22岁的王燕(化名)和校园里随处可见的漂亮女大学生没有什么不同。如果不是当她读起语音测试表上的句子时发音还有些吃力、鼻音较常人稍重,大概不会有人察觉她曾是一名唇腭裂(俗称“兔唇”)患者——从小接受的一系列手术治疗已让王燕在外形上与常人无异,但说话不清、发声不出一直是缠绕王燕成长之路上的烦恼。
王燕的烦恼在今年夏天到达了顶峰。今夏是王燕的大学毕业季,同学们大多在庆祝毕业并准备走向职场,王燕却高兴不起来,因为她找工作时面试过的数家单位都因为她在言语沟通方面的问题将她“委婉拒绝”了。
国内像王燕这样存在言语沟通障碍、亟待言语矫治的患者并非少数。近日,在由复旦大学主办的第十届“全国语言学暑期高级讲习班”上,复旦大学中文系教授、言语听觉科学专家陈忠敏介绍,仅依据2005年全国第二次残疾人抽样调查的预调查结果推算,我国约有听力残疾患者2561万人、言语残疾患者858万人。
与此相对应的是公众对语音矫正治疗的了解程度普遍不高,不少人都以为唇裂、腭裂的“兔唇”儿童只需经过外科手术就可以实现完全康复,无需其他治疗;听力障碍或聋人安装人工耳蜗就可从无声世界进入有声世界。
甚至在更早的时候,不少耳聋患者根本没有想过安装人工耳蜗。随着经济发展到一定程度,公众对各种疾病康复的要求越来越多,越来越高。以兔唇患者为例,不仅仅希望在外观上能够回归社会,更希望在器官的功能上更高层次的回归常态社会。
这就需要继续进行语音矫正治疗,让患者的语言和沟通能力也达到“健康”的水平。对专业人才的需求也就应运而生。但是,国内的语音矫正人才相当短缺。据介绍,目前,我国的听力学专业人员仅有7000多人,言语矫治专业人员更是不足100人,听力和言语康复服务需求仅为1∶3294和1∶85800。
而在美国,2000年时,其获得临床能力证书(CCC)的听力与言语矫治专业人员就达到3.87万人和7.6万人,两者的康复需求比高达1:150和1∶605。
如果按先进国家的标准推算,我国要实现残疾人“人人享有康复服务”的目标,我国尚缺听力学专业人员约17万人、言语矫治专业人员约14.2万人。
此外,目前我国聋儿康复教师仅为5000多人,而且他们多数集中在大城市里。按康复服务需求比为1∶30推算,仅学前康复教师,我国尚缺约2.1万人,而合格的聋儿康复教师也必须具备专业的言语矫治能力。
而在相关学科的建设上,陈忠敏指出,目前国内几乎没有一所大学或研究机构建立了完整意义上的言语听觉学科。
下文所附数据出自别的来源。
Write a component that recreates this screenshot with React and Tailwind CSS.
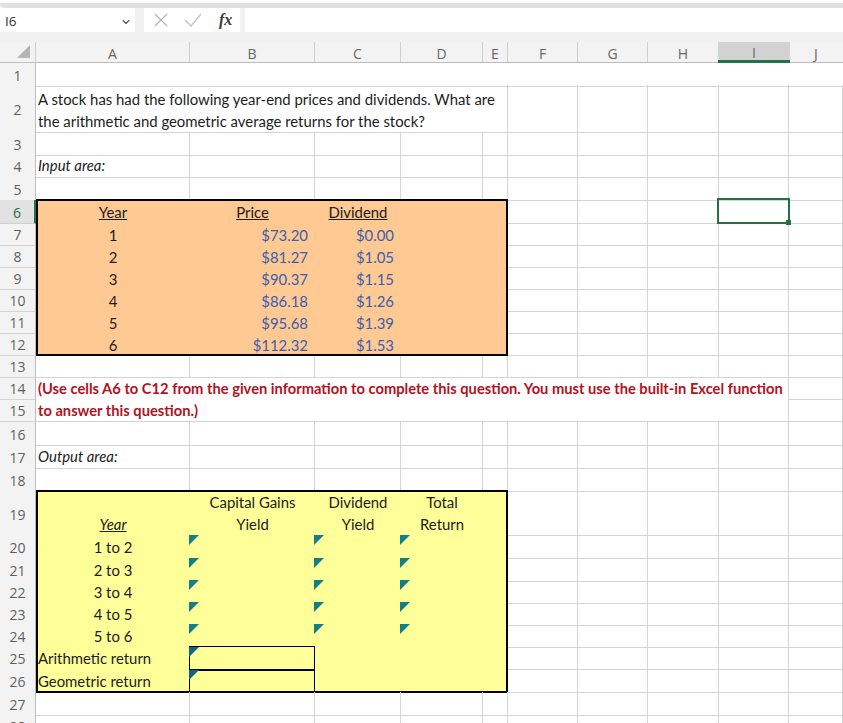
import { ChevronDown } from 'lucide-react';

const COLS = 'grid grid-cols-[36px_154px_125px_86px_82px_25px_70px_70px_71px_70px_54px]';
const LINE = 'border-r border-b border-[#d4d4d4]';
const TEXT = "font-['Lato',sans-serif] text-[14.9px] text-[#1c1c1c]";
const RED = "font-['Lato',sans-serif] text-[14.7px] font-bold text-[#b3121d]";
const EDGE = 'shadow-[inset_2px_0_0_#000,inset_-2px_0_0_#000]';
const EDGE_TOP = 'shadow-[inset_2px_0_0_#000,inset_-2px_0_0_#000,inset_0_1px_0_#000,0_-1px_0_#000]';
const EDGE_BOTTOM = 'shadow-[inset_2px_0_0_#000,inset_-2px_0_0_#000,inset_0_-2px_0_#000]';

const PRICES = [
  ['1', '$73.20', '$0.00'],
  ['2', '$81.27', '$1.05'],
  ['3', '$90.37', '$1.15'],
  ['4', '$86.18', '$1.26'],
  ['5', '$95.68', '$1.39'],
  ['6', '$112.32', '$1.53'],
];
const SPANS = [
  ['1 to 2', 'h-[23px]'],
  ['2 to 3', 'h-[22px]'],
  ['3 to 4', 'h-[22px]'],
  ['4 to 5', 'h-[22px]'],
  ['5 to 6', 'h-[22px]'],
];
const HEADERS = [
  ['A', 'w-[154px]'],
  ['B', 'w-[125px]'],
  ['C', 'w-[86px]'],
  ['D', 'w-[82px]'],
  ['E', 'w-[25px]'],
  ['F', 'w-[70px]'],
  ['G', 'w-[70px]'],
  ['H', 'w-[71px]'],
];

const Flag = ({ dark }) => (
  <svg viewBox="0 0 10 10" className="absolute top-0 -left-[1px] w-[10px] h-[10px]">
    <polygon points="0,0 10,0 0,10" fill={dark ? '#0f6480' : '#127f85'} />
  </svg>
);

const Row = ({ n, height, active, children }) => (
  <div className={`${COLS} ${height}`}>
    <div
      className={`flex items-center justify-center ${n >= 7 && n <= 15 ? 'pt-0' : 'pt-[2px]'} font-['Open_Sans',sans-serif] text-[14px] border-b ${
        active
          ? 'bg-[#e1e1e1] text-[#217346] border-b-[#cfcfcf] border-r-2 border-r-[#217346]'
          : 'bg-[#f3f3f3] text-[#5f5f5f] border-b-[#d4d4d4] border-r border-r-[#bdbdbd]'
      }`}
    >
      {n}
    </div>
    {children}
  </div>
);

const Blank = () => <div className={LINE} />;
const BlankRest = () => (
  <>
    <Blank />
    <Blank />
    <Blank />
    <Blank />
    <Blank />
  </>
);

const Plain = ({ n, height, children }) => (
  <Row n={n} height={height}>
    <div className={`${LINE} flex items-end pl-[2px] pb-[1px] ${TEXT} leading-[21px] italic`}>{children}</div>
    <Blank />
    <Blank />
    <Blank />
    <Blank />
    <BlankRest />
  </Row>
);

const Toolbar = () => (
  <div className="h-[42px] bg-[#f1f1f1] flex flex-col">
    <div className="h-[3px] bg-white" />
    <div className="h-[5px] bg-[#e0e0e0] rounded-bl-md" />
    <div className="flex h-[24px]">
      <div className="w-[135px] bg-white flex items-center justify-between pt-[3px] pl-[5px] pr-[3px] font-['Open_Sans',sans-serif] text-[13.5px] text-[#333]">
        I6
        <ChevronDown size={12} strokeWidth={2.2} className="text-[#555]" />
      </div>
      <div className="ml-[9px] w-[96px] bg-white flex items-center">
        <svg viewBox="0 0 14 14" className="ml-[10px] w-[14px] h-[14px]">
          <path d="M1 1 L13 13 M13 1 L1 13" stroke="#b4b4b4" strokeWidth="1.2" fill="none" />
        </svg>
        <svg viewBox="0 0 18 14" className="ml-[16px] w-[18px] h-[14px]">
          <path d="M1 7 L7 13 L17 1" stroke="#c0c0c0" strokeWidth="1.2" fill="none" />
        </svg>
        <span className="ml-[17px] font-['Liberation_Serif',serif] italic font-bold text-[16px] leading-none text-[#3a3a3a]">
          fx
        </span>
      </div>
      <div className="ml-[5px] flex-1 bg-white" />
    </div>
  </div>
);

const ColumnHeader = () => (
  <div className={`${COLS} h-[21px] bg-[#f3f3f3] border-b border-b-[#bdbdbd] font-['Open_Sans',sans-serif] text-[14px] leading-none text-[#666]`}>
    <div className="relative border-r border-r-[#cfcfcf]">
      <svg viewBox="0 0 13 13" className="absolute top-[3px] left-[17px] w-[13px] h-[13px]">
        <polygon points="13,0 13,13 0,13" fill="#b4b4b4" />
      </svg>
    </div>
    {HEADERS.map(([label, width]) => (
      <div key={label} className={`${width} flex items-center justify-center pt-[3px] border-r border-r-[#cfcfcf]`}>
        {label}
      </div>
    ))}
    <div className="flex items-center justify-center pt-[3px] bg-[#d2d2d2] border-b-[3px] border-b-[#217346] -ml-[1px] -mb-[1px] -mr-[1px]">
      I
    </div>
    <div className="flex items-center justify-center pt-[3px]">J</div>
  </div>
);

const OrangeBox = () => (
  <>
    <Row n={6} height="h-[24px]" active>
      <div className={`col-span-5 bg-[#ffc993] ${EDGE_TOP} grid grid-cols-[154px_125px_86px_107px] items-end pb-[1px] ${TEXT} leading-[21px]`}>
        <span className="text-center underline">Year</span>
        <span className="text-center underline">Price</span>
        <span className="text-center underline">Dividend</span>
      </div>
      <Blank />
      <Blank />
      <Blank />
      <div className={`${LINE} relative`}>
        <div className="absolute -top-[2px] -left-[2px] -right-[2px] -bottom-[1px] border-2 border-[#217346]">
          <div className="absolute -right-[3px] -bottom-[3px] w-[5px] h-[5px] bg-[#217346]" />
        </div>
      </div>
      <Blank />
    </Row>
    {PRICES.map(([year, price, dividend], i) => (
      <Row key={year} n={i + 7} height="h-[22px]">
        <div className={`col-span-5 bg-[#ffc993] ${i === 5 ? EDGE_BOTTOM : EDGE} grid grid-cols-[154px_125px_86px_107px] items-end pb-[1px] ${TEXT} leading-[20px]`}>
          <span className="text-center">{year}</span>
          <span className="text-right pr-[7px] text-[#3a5fae]">{price}</span>
          <span className="text-right pr-[7px] text-[#3a5fae]">{dividend}</span>
        </div>
        <BlankRest />
      </Row>
    ))}
  </>
);

const YellowBox = () => (
  <>
    <Row n={19} height="h-[44px]">
      <div className={`col-span-5 bg-[#ffff99] ${EDGE_TOP} grid grid-cols-[154px_125px_86px_82px_25px] items-end pb-[1px] ${TEXT} leading-[22px]`}>
        <span className="text-center italic underline">Year</span>
        <span className="text-center">
          Capital Gains
          <br />
          Yield
        </span>
        <span className="text-center">
          Dividend
          <br />
          Yield
        </span>
        <span className="text-center">
          Total
          <br />
          Return
        </span>
      </div>
      <BlankRest />
    </Row>
    {SPANS.map(([label, height], i) => (
      <Row key={label} n={i + 20} height={height}>
        <div className={`col-span-5 bg-[#ffff99] ${EDGE} grid grid-cols-[154px_125px_86px_82px_25px] ${TEXT} leading-[20px]`}>
          <span className="self-end text-center pb-[2px]">{label}</span>
          <div className="relative h-full">
            <Flag />
          </div>
          <div className="relative h-full">
            <Flag />
          </div>
          <div className="relative h-full">
            <Flag />
          </div>
        </div>
        <BlankRest />
      </Row>
    ))}
    {['Arithmetic return', 'Geometric return'].map((label, i) => (
      <Row key={label} n={i + 25} height="h-[23px]">
        <div className={`col-span-5 bg-[#ffff99] ${i === 1 ? EDGE_BOTTOM : EDGE} grid grid-cols-[154px_125px_193px] ${TEXT} leading-[21px]`}>
          <span className="self-end pl-[2px] pb-[1px]">{label}</span>
          <div className={`relative -ml-[1px] border border-black ${i === 1 ? 'mb-[1px]' : '-mb-[1px]'}`}>
            <Flag dark />
          </div>
        </div>
        <BlankRest />
      </Row>
    ))}
  </>
);

export default function App() {
  return (
    <div className="h-[723px] w-[843px] overflow-hidden bg-white">
      <Toolbar />
      <ColumnHeader />
      <Row n={1} height="h-[22px]">
        <div className="col-span-10 border-b border-[#d4d4d4]" />
      </Row>
      <Row n={2} height="h-[47px]">
        <div className={`col-span-5 ${LINE} flex items-center pt-[3px] pl-[2px] ${TEXT} leading-[22px] whitespace-nowrap`}>
          <p>
            A stock has had the following year-end prices and dividends. What are
            <br />
            the arithmetic and geometric average returns for the stock?
          </p>
        </div>
        <BlankRest />
      </Row>
      <Plain n={3} height="h-[22px]" />
      <Plain n={4} height="h-[23px]">
        Input area:
      </Plain>
      <Plain n={5} height="h-[23px]" />
      <OrangeBox />
      <Plain n={13} height="h-[22px]" />
      <Row n={14} height="h-[22px]">
        <div className={`col-span-9 border-r border-[#d4d4d4] flex items-end pl-[2px] pb-[2px] ${RED} leading-[19px] whitespace-nowrap`}>
          (Use cells A6 to C12 from the given information to complete this question. You must use the built-in Excel function
        </div>
        <Blank />
      </Row>
      <Row n={15} height="h-[22px]">
        <div className={`col-span-9 ${LINE} flex items-end pl-[2px] pb-[1px] ${RED} leading-[19px]`}>
          to answer this question.)
        </div>
        <Blank />
      </Row>
      <Plain n={16} height="h-[23px]" />
      <Plain n={17} height="h-[23px]">
        Output area:
      </Plain>
      <Plain n={18} height="h-[23px]" />
      <YellowBox />
      <Plain n={27} height="h-[22px]" />
      <Plain n={28} height="h-[22px]" />
    </div>
  );
}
而在发达国家与言语矫治专业人员培养相关的言语听觉科学,已经在多数大学较为普及,很多学校都开设有专门的言语听觉科学系。
陈忠敏教授认为,由于尚处于起步阶段,我国言语矫治康复事业和人才培养还存在着“无法可依”、“无标准可依”、“无职业类别归属”的“三无”窘境。
1997年,上海交通大学口腔医学院颌面外科主任、第九人民医院言语矫治创始人王国民教授在创立言语矫治团队时,包括他自己在内一共仅有两人,另一位是当时还是护士的蒋莉萍。由于没有针对言语矫正师进行的资格认证,也没有立法设立专业的医师执照,已专门从事言语矫正治疗近20年的蒋莉萍只好“曲线救国”,考取康复师资格再持证上岗。而至今王国民的言语矫治团队也仅有4人,新加入的年轻医生还身兼手术医生的工作。
相关法规、标准的建立也成了当务之急。陈忠敏说,目前,该专业的话语权、术语、标准等几乎都是西方先进国家的,没有考虑汉语的特点。这些都必须靠我们自己的言语与听觉科学专家奋起直追,摆脱此领域“一片空白”的现状。
他透露,复旦大学正开展研究,推动建立国内首个体系完备、多学科交叉的言语听觉学科。他希望更多的科研院所能投入这项事业。只有有了更多的专业队伍,才能帮更多的“王燕”解决问题。